There’s no way to block on a channel from within the “main thread” in component, so I guess all I can do is arrange for go blocks to stop on their next read-from-closed, and be content with that.

hiredman20:02:33

the "correct" thing would be to write your own version of component where the lifecycle protocol is itself asynchronous

cassiel20:02:53

Sometimes something can be too correct!

cassiel20:02:14

OK, so it feels like I have to live with some decoupling here - I can shut down a component, and make it shut channels, but have to code the go blocks so that they obligingly shut themselves down when the thread jumps to them.

cassiel20:02:56

Am happy to go with a singleton channel “owner” which mints fresh ones on start and closes them all on stop. I don’t think that leads to any deadlocks or orphaned go contexts.

cassiel20:02:24

Thanks very much for the discussion - it’s been illuminating.

noisesmith20:02:46

"orphaned go contexts" - IIRC go blocks are stored on channels, if they aren't running or waiting on a channel they go out of scope and get gc'd

cassiel20:02:49

I believe so - they’re just parked contexts. But I think I read something recently that hinted that they came from a pool.
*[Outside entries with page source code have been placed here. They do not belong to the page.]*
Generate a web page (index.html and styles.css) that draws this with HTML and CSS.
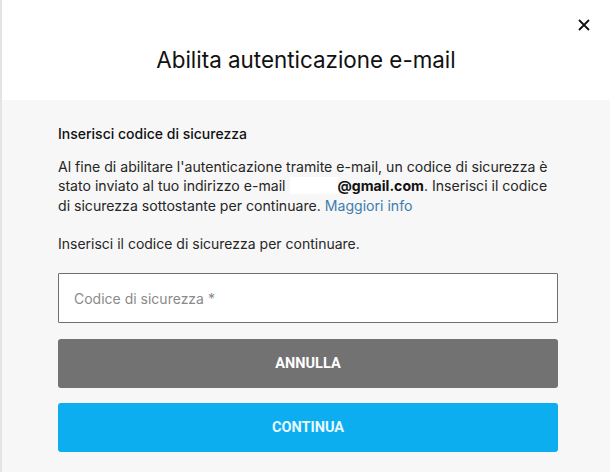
FILE: index.html
```html
<!DOCTYPE html>
<html>
  <head>
    <title>Abilita autenticazione e-mail</title>
    <link rel="stylesheet" href="styles.css">
  </head>
  <body>
    <div class="modal">
      <div class="modal-header">
        <h1 class="modal-title">Abilita autenticazione e-mail</h1>
        <button class="close-button" aria-label="Chiudi">
          <svg width="12" height="12" viewBox="0 0 12 12">
            <path d="M1 1 L11 11 M11 1 L1 11" stroke="#111" stroke-width="1.8" fill="none"/>
          </svg>
        </button>
      </div>

      <div class="modal-body">
        <p class="section-title">Inserisci codice di sicurezza</p>
        <p class="description">
          Al fine di abilitare l'autenticazione tramite e-mail, un codice di sicurezza è
          stato inviato al tuo indirizzo e-mail <span class="hidden-mail"></span><b>@gmail.com</b>. Inserisci il codice
          di sicurezza sottostante per continuare. <a class="more-link" href="#">Maggiori info</a>
        </p>
        <p class="hint">Inserisci il codice di sicurezza per continuare.</p>

        <input class="code-input" type="text" placeholder="Codice di sicurezza *">

        <button class="action-button cancel-button">ANNULLA</button>
        <button class="action-button continue-button">CONTINUA</button>
      </div>
    </div>
  </body>
</html>
```

FILE: styles.css
```css
body{
  margin: 0;
  background-color: #f7f7f7;
  font-family: Inter, "Noto Sans", Arial, sans-serif;
  color: #262626;
}
p{
  margin: 0;
}
.modal{
  border-left: 2px solid #e4e4e4;
  min-height: 472px;
  box-sizing: border-box;
}
.modal-header{
  position: relative;
  height: 100px;
  background-color: white;
  display: flex;
  justify-content: center;
  align-items: center;
}
.modal-title{
  margin: 0;
  padding-top: 18px;
  font-size: 22.4px;
  font-weight: 400;
  color: #111;
}
.close-button{
  position: absolute;
  top: 17px;
  right: 18px;
  width: 16px;
  height: 16px;
  padding: 0;
  border: none;
  background: none;
  display: flex;
  align-items: center;
  justify-content: center;
}
.modal-body{
  display: flex;
  flex-direction: column;
  padding: 24px 52px 0 56px;
}
.section-title{
  font-size: 14px;
  line-height: 20px;
  font-weight: 500;
  color: #111;
}
.description{
  margin-top: 13px;
  font-size: 14.1px;
  line-height: 19.4px;
}
.description b{
  font-weight: 700;
  color: #111;
}
.hidden-mail{
  padding: 0 24px;
  background-color: white;
}
.more-link{
  color: #3b7eaf;
  text-decoration: none;
}
.hint{
  margin-top: 19px;
  font-size: 14px;
  line-height: 20px;
}
.code-input{
  margin-top: 19px;
  height: 50px;
  box-sizing: border-box;
  border: 1px solid #6f6f6f;
  border-radius: 1px;
  background-color: white;
  padding: 0 15px;
  font-family: Inter, "Noto Sans", Arial, sans-serif;
  font-size: 14px;
}
.code-input::placeholder{
  color: #8a8a8a;
}
.action-button{
  height: 49px;
  border: none;
  border-radius: 3px;
  font-family: Roboto, Arial, sans-serif;
  font-weight: 700;
  font-size: 14.5px;
  color: white;
}
.cancel-button{
  margin-top: 16px;
  background-color: #727272;
}
.continue-button{
  margin-top: 15px;
  background-color: #0daeef;
  color: #e8f8ff;
}
```
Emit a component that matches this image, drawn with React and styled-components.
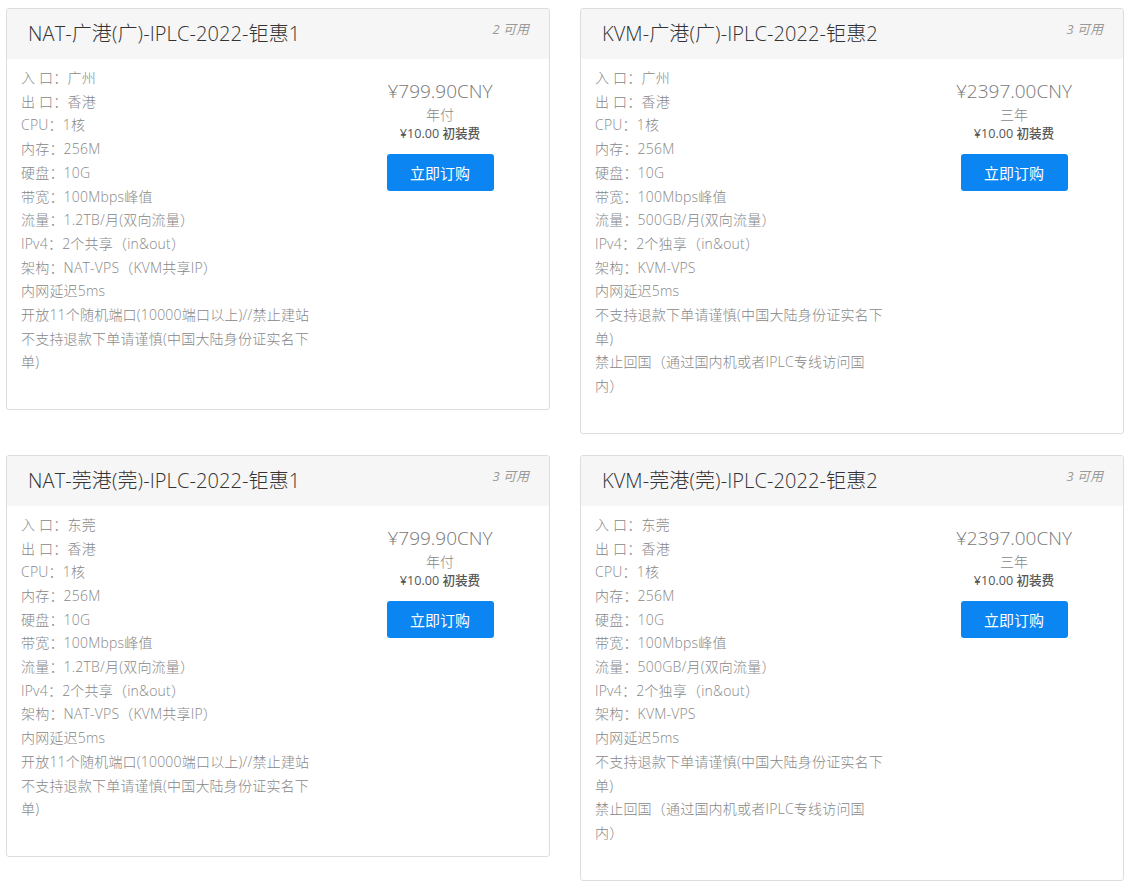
import React from "react";
import styled, { createGlobalStyle } from "styled-components";

const Global = createGlobalStyle`
  html, body { margin: 0; padding: 0; background: #fff; }
  body {
    font-family: "Open Sans", "Noto Sans CJK SC", sans-serif;
    color: #777;
  }
  * { box-sizing: border-box; }
`;

const Page = styled.div`
  display: grid;
  grid-template-columns: 544px 544px;
  column-gap: 30px;
  row-gap: 21px;
  align-items: start;
  padding: 8px 9px 10px 6px;
`;

const Card = styled.div`
  border: 1px solid #dddddd;
  border-radius: 3px;
  background: #fff;
  overflow: hidden;
`;

const Header = styled.div`
  position: relative;
  background: #f6f6f6;
  height: 50px;
  display: flex;
  align-items: center;
  padding: 0 21px 3px;
`;

const Title = styled.h3`
  margin: 0;
  font-size: 20px;
  font-weight: 300;
  color: #333;
  letter-spacing: 0.1px;
`;

const Qty = styled.span`
  position: absolute;
  right: 20px;
  top: 10px;
  font-size: 13px;
  font-style: italic;
  color: #999;
`;

const Body = styled.div`
  display: flex;
  justify-content: space-between;
  align-items: flex-start;
  padding: 7px 9px 35px 14px;
`;

const Features = styled.ul`
  list-style: none;
  margin: 0;
  padding: 0;
  width: 292px;
  font-size: 14px;
  line-height: 23.7px;
  color: #888;
  font-weight: 300;
  letter-spacing: 0.2px;
`;

const Feature = styled.li`
  margin: 0;
  white-space: pre-line;
`;

const PriceCol = styled.div`
  width: 200px;
  display: flex;
  flex-direction: column;
  align-items: center;
  padding-top: 13px;
`;

const Price = styled.div`
  font-size: 19px;
  font-weight: 300;
  color: #777;
  line-height: 24px;
`;

const Cycle = styled.div`
  font-size: 14px;
  color: #888;
  font-weight: 300;
  line-height: 20px;
  margin-top: 2px;
`;

const Setup = styled.div`
  font-size: 12.6px;
  color: #555;
  font-weight: 500;
  line-height: 18px;
`;

const OrderButton = styled.button`
  margin-top: 11px;
  width: 107px;
  height: 37px;
  border: none;
  border-radius: 3px;
  background: #0a85f1;
  color: #fff;
  font-family: "Open Sans", "Noto Sans CJK SC", sans-serif;
  font-size: 15px;
  cursor: pointer;
`;

const common = (city) => [
  `入 口：${city}`,
  "出 口：香港",
  "CPU：1核",
  "内存：256M",
  "硬盘：10G",
  "带宽：100Mbps峰值",
];

const natRest = [
  "流量：1.2TB/月(双向流量）",
  "IPv4：2个共享（in&out）",
  "架构：NAT-VPS（KVM共享IP）",
  "内网延迟5ms",
  "开放11个随机端口(10000端口以上)//禁止建站",
  "不支持退款下单请谨慎(中国大陆身份证实名下\n单)",
];

const kvmRest = [
  "流量：500GB/月(双向流量）",
  "IPv4：2个独享（in&out）",
  "架构：KVM-VPS",
  "内网延迟5ms",
  "不支持退款下单请谨慎(中国大陆身份证实名下\n单)",
  "禁止回国（通过国内机或者IPLC专线访问国\n内）",
];

const products = [
  {
    title: "NAT-广港(广)-IPLC-2022-钜惠1",
    qty: "2 可用",
    features: [...common("广州"), ...natRest],
    price: "¥799.90CNY",
    cycle: "年付",
  },
  {
    title: "KVM-广港(广)-IPLC-2022-钜惠2",
    qty: "3 可用",
    features: [...common("广州"), ...kvmRest],
    price: "¥2397.00CNY",
    cycle: "三年",
  },
  {
    title: "NAT-莞港(莞)-IPLC-2022-钜惠1",
    qty: "3 可用",
    features: [...common("东莞"), ...natRest],
    price: "¥799.90CNY",
    cycle: "年付",
  },
  {
    title: "KVM-莞港(莞)-IPLC-2022-钜惠2",
    qty: "3 可用",
    features: [...common("东莞"), ...kvmRest],
    price: "¥2397.00CNY",
    cycle: "三年",
  },
];

export default function App() {
  return (
    <>
      <Global />
      <Page>
        {products.map((p) => (
          <Card key={p.title}>
            <Header>
              <Title>{p.title}</Title>
              <Qty>{p.qty}</Qty>
            </Header>
            <Body>
              <Features>
                {p.features.map((f, i) => (
                  <Feature key={i}>{f}</Feature>
                ))}
              </Features>
              <PriceCol>
                <Price>{p.price}</Price>
                <Cycle>{p.cycle}</Cycle>
                <Setup>¥10.00 初装费</Setup>
                <OrderButton>立即订购</OrderButton>
              </PriceCol>
            </Body>
          </Card>
        ))}
      </Page>
    </>
  );
}
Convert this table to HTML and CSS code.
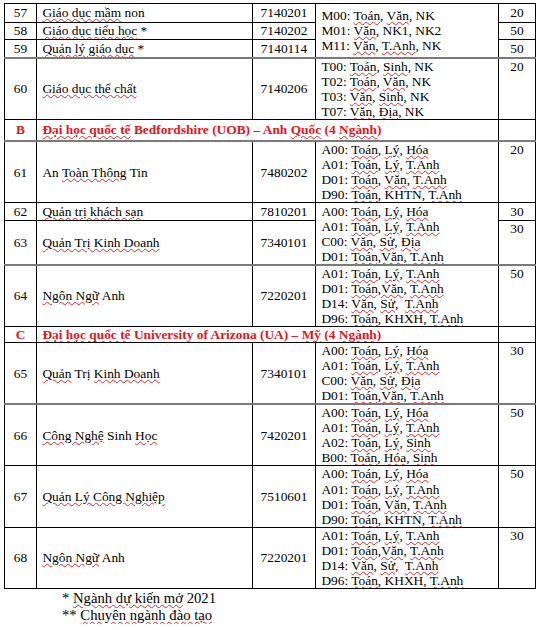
FILE: index.html
```html
<!DOCTYPE html>
<html lang="vi">
<head>
<meta charset="utf-8">
<title>Bảng ngành tuyển sinh</title>
<link rel="stylesheet" href="styles.css">
</head>
<body>
<table class="tbl">
  <colgroup>
    <col class="c1"><col class="c2"><col class="c3"><col class="c4"><col class="c5">
  </colgroup>
  <tbody>
    <tr class="h19">
      <td class="n">57</td>
      <td class="name"><span class="sp">Giáo dục mầm</span> non</td>
      <td class="code">7140201</td>
      <td class="comb" rowspan="3">
        <div>M00: <span class="sp">Toán</span>, <span class="sp">Văn</span>, NK</div>
        <div>M01: <span class="sp">Văn</span>, NK1, NK2</div>
        <div>M11: <span class="sp">Văn</span>, <span class="sp">T.Anh</span>, NK</div>
      </td>
      <td class="q mid">20</td>
    </tr>
    <tr class="h17">
      <td class="n">58</td>
      <td class="name"><span class="sp">Giáo dục tiểu học</span> *</td>
      <td class="code">7140202</td>
      <td class="q mid">50</td>
    </tr>
    <tr class="h18">
      <td class="n">59</td>
      <td class="name"><span class="sp">Quản lý giáo dục</span> *</td>
      <td class="code">7140114</td>
      <td class="q mid">50</td>
    </tr>
    <tr class="h62 gray">
      <td class="n">60</td>
      <td class="name"><span class="sp">Giáo dục thể chất</span></td>
      <td class="code">7140206</td>
      <td class="comb">
        <div>T00: <span class="sp">Toán</span>, <span class="sp">Sinh</span>, NK</div>
        <div>T02: <span class="sp">Toán</span>, <span class="sp">Văn</span>, NK</div>
        <div>T03: <span class="sp">Văn</span>, <span class="sp">Sinh</span>, NK</div>
        <div>T07: <span class="sp">Văn</span>, <span class="sp">Địa</span>, NK</div>
      </td>
      <td class="q">20</td>
    </tr>
    <tr class="h22 sec">
      <td class="n red">B</td>
      <td class="title" colspan="3"><span class="sp">Đại học quốc tế</span> Bedfordshire (UOB) – Anh <span class="sp">Quốc</span> (4 <span class="sp">Ngành</span>)</td>
      <td class="q"></td>
    </tr>
    <tr class="h62 gray">
      <td class="n">61</td>
      <td class="name">An <span class="sp">Toàn Thông</span> Tin</td>
      <td class="code">7480202</td>
      <td class="comb">
        <div>A00: <span class="sp">Toán</span>, <span class="sp">Lý</span>, <span class="sp">Hóa</span></div>
        <div>A01: <span class="sp">Toán</span>, <span class="sp">Lý</span>, <span class="sp">T.Anh</span></div>
        <div>D01: <span class="sp">Toán</span>, <span class="sp">Văn</span>, <span class="sp">T.Anh</span></div>
        <div>D90: <span class="sp">Toán</span>, KHTN, <span class="sp">T.Anh</span></div>
      </td>
      <td class="q">20</td>
    </tr>
    <tr class="h18">
      <td class="n">62</td>
      <td class="name"><span class="sp">Quản trị khách sạn</span></td>
      <td class="code">7810201</td>
      <td class="comb" rowspan="2">
        <div>A00: <span class="sp">Toán</span>, <span class="sp">Lý</span>, <span class="sp">Hóa</span></div>
        <div>A01: <span class="sp">Toán</span>, <span class="sp">Lý</span>, <span class="sp">T.Anh</span></div>
        <div>C00: <span class="sp">Văn</span>, <span class="sp">Sử</span>, <span class="sp">Địa</span></div>
        <div>D01: <span class="sp">Toán,Văn</span>, <span class="sp">T.Anh</span></div>
      </td>
      <td class="q mid">30</td>
    </tr>
    <tr class="h44">
      <td class="n">63</td>
      <td class="name"><span class="sp">Quản Trị Kinh Doanh</span></td>
      <td class="code">7340101</td>
      <td class="q">30</td>
    </tr>
    <tr class="h62 gray">
      <td class="n">64</td>
      <td class="name"><span class="sp">Ngôn Ngữ</span> Anh</td>
      <td class="code">7220201</td>
      <td class="comb">
        <div>A01: <span class="sp">Toán</span>, <span class="sp">Lý</span>, <span class="sp">T.Anh</span></div>
        <div>D01: <span class="sp">Toán,Văn</span>, <span class="sp">T.Anh</span></div>
        <div>D14: <span class="sp">Văn</span>, <span class="sp">Sử</span>,&nbsp; <span class="sp">T.Anh</span></div>
        <div>D96: <span class="sp">Toán</span>, KHXH, <span class="sp">T.Anh</span></div>
      </td>
      <td class="q">50</td>
    </tr>
    <tr class="h16 sec">
      <td class="n red">C</td>
      <td class="title" colspan="3"><span class="sp">Đại học quốc tế</span> University of Arizona (UA) – <span class="sp">Mỹ</span> (4 <span class="sp">Ngành</span>)</td>
      <td class="q"></td>
    </tr>
    <tr class="h62">
      <td class="n">65</td>
      <td class="name"><span class="sp">Quản</span> Trị <span class="sp">Kinh Doanh</span></td>
      <td class="code">7340101</td>
      <td class="comb">
        <div>A00: <span class="sp">Toán</span>, <span class="sp">Lý</span>, <span class="sp">Hóa</span></div>
        <div>A01: <span class="sp">Toán</span>, <span class="sp">Lý</span>, <span class="sp">T.Anh</span></div>
        <div>C00: <span class="sp">Văn</span>, <span class="sp">Sử</span>, <span class="sp">Địa</span></div>
        <div>D01: <span class="sp">Toán,Văn</span>, <span class="sp">T.Anh</span></div>
      </td>
      <td class="q">30</td>
    </tr>
    <tr class="h62 gray">
      <td class="n">66</td>
      <td class="name"><span class="sp">Công Nghệ</span> Sinh <span class="sp">Học</span></td>
      <td class="code">7420201</td>
      <td class="comb">
        <div>A00: <span class="sp">Toán</span>, <span class="sp">Lý</span>, <span class="sp">Hóa</span></div>
        <div>A01: <span class="sp">Toán</span>, <span class="sp">Lý</span>, <span class="sp">T.Anh</span></div>
        <div>A02: <span class="sp">Toán</span>, <span class="sp">Lý</span>, <span class="sp">Sinh</span></div>
        <div>B00: <span class="sp">Toán</span>, <span class="sp">Hóa</span>, <span class="sp">Sinh</span></div>
      </td>
      <td class="q">50</td>
    </tr>
    <tr class="h62">
      <td class="n">67</td>
      <td class="name"><span class="sp">Quản Lý Công Nghiệp</span></td>
      <td class="code">7510601</td>
      <td class="comb">
        <div>A00: <span class="sp">Toán</span>, <span class="sp">Lý</span>, <span class="sp">Hóa</span></div>
        <div>A01: <span class="sp">Toán</span>, <span class="sp">Lý</span>, <span class="sp">T.Anh</span></div>
        <div>D01: <span class="sp">Toán</span>, <span class="sp">Văn</span>, <span class="sp">T.Anh</span></div>
        <div>D90: <span class="sp">Toán</span>, KHTN, <span class="sp">T.Anh</span></div>
      </td>
      <td class="q">50</td>
    </tr>
    <tr class="h61">
      <td class="n">68</td>
      <td class="name"><span class="sp">Ngôn Ngữ</span> Anh</td>
      <td class="code">7220201</td>
      <td class="comb">
        <div>A01: <span class="sp">Toán</span>, <span class="sp">Lý</span>, <span class="sp">T.Anh</span></div>
        <div>D01: <span class="sp">Toán,Văn</span>, <span class="sp">T.Anh</span></div>
        <div>D14: <span class="sp">Văn</span>, <span class="sp">Sử</span>,&nbsp; <span class="sp">T.Anh</span></div>
        <div>D96: <span class="sp">Toán</span>, KHXH, <span class="sp">T.Anh</span></div>
      </td>
      <td class="q">30</td>
    </tr>
  </tbody>
</table>
<div class="notes">
  <div>* <span class="sp">Ngành dự kiến mở</span> 2021</div>
  <div>** <span class="sp">Chuyên ngành đào tạo</span></div>
</div>
</body>
</html>
```

FILE: styles.css
```css
html, body {
  margin: 0;
  padding: 0;
  background: #fff;
}

body {
  font-family: "Liberation Serif", "Times New Roman", serif;
  color: #000;
}

.tbl {
  margin: 3px 0 0 4px;
  width: 531px;
  table-layout: fixed;
  border-collapse: collapse;
  font-size: 13.4px;
  line-height: 15.05px;
}

.c1 { width: 32px; }
.c2 { width: 216px; }
.c3 { width: 63px; }
.c4 { width: 183px; }
.c5 { width: 37px; }

.tbl td {
  border: 1px solid #000;
  padding: 0 5.4px;
  vertical-align: middle;
  white-space: nowrap;
  overflow: hidden;
}

.tbl tr.gray td {
  border-top: 2px solid #7a7a7a;
}

.h16 { height: 16px; }
.h17 { height: 17px; }
.h18 { height: 18px; }
.h19 { height: 19px; }
.h22 { height: 22px; }
.h44 { height: 44px; }
.h61 { height: 61px; }
.h62 { height: 61px; }

.tbl td.n {
  text-align: center;
  padding: 0;
}

.tbl td.code {
  text-align: center;
  padding: 0;
}

.tbl td.q {
  text-align: center;
  vertical-align: top;
  padding: 0;
}

.tbl td.q.mid {
  vertical-align: middle;
}

.tbl td.comb {
  vertical-align: middle;
}

.red {
  color: #e8141a;
  font-weight: bold;
}

.tbl td.title {
  color: #e8141a;
  font-weight: bold;
}

.sp {
  text-decoration-line: underline;
  text-decoration-style: wavy;
  text-decoration-color: #e8262a;
  text-decoration-thickness: 1px;
  text-underline-offset: 1px;
}

.notes {
  margin-left: 62px;
  font-size: 14.7px;
  line-height: 17px;
  padding-top: 1px;
}
```
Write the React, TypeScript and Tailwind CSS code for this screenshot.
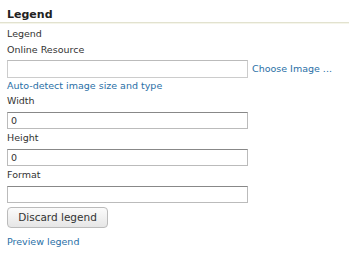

As I think about it, that doesn’t make sense to me - I don’t see any reason why they’d need to be limited.

noisesmith20:02:20

threads are pooled, the blocks are "unlimited"

cassiel20:02:27

Sure - though in CLJS I don’t have threads and am just jumping around inside a coroutine state machine, so I guess there are no limits of any kind.

noisesmith20:02:31

well "only one thread ever exists" is a bit of a limit 😄

cassiel20:02:52

True - but once you get over that, the sky’s the limit.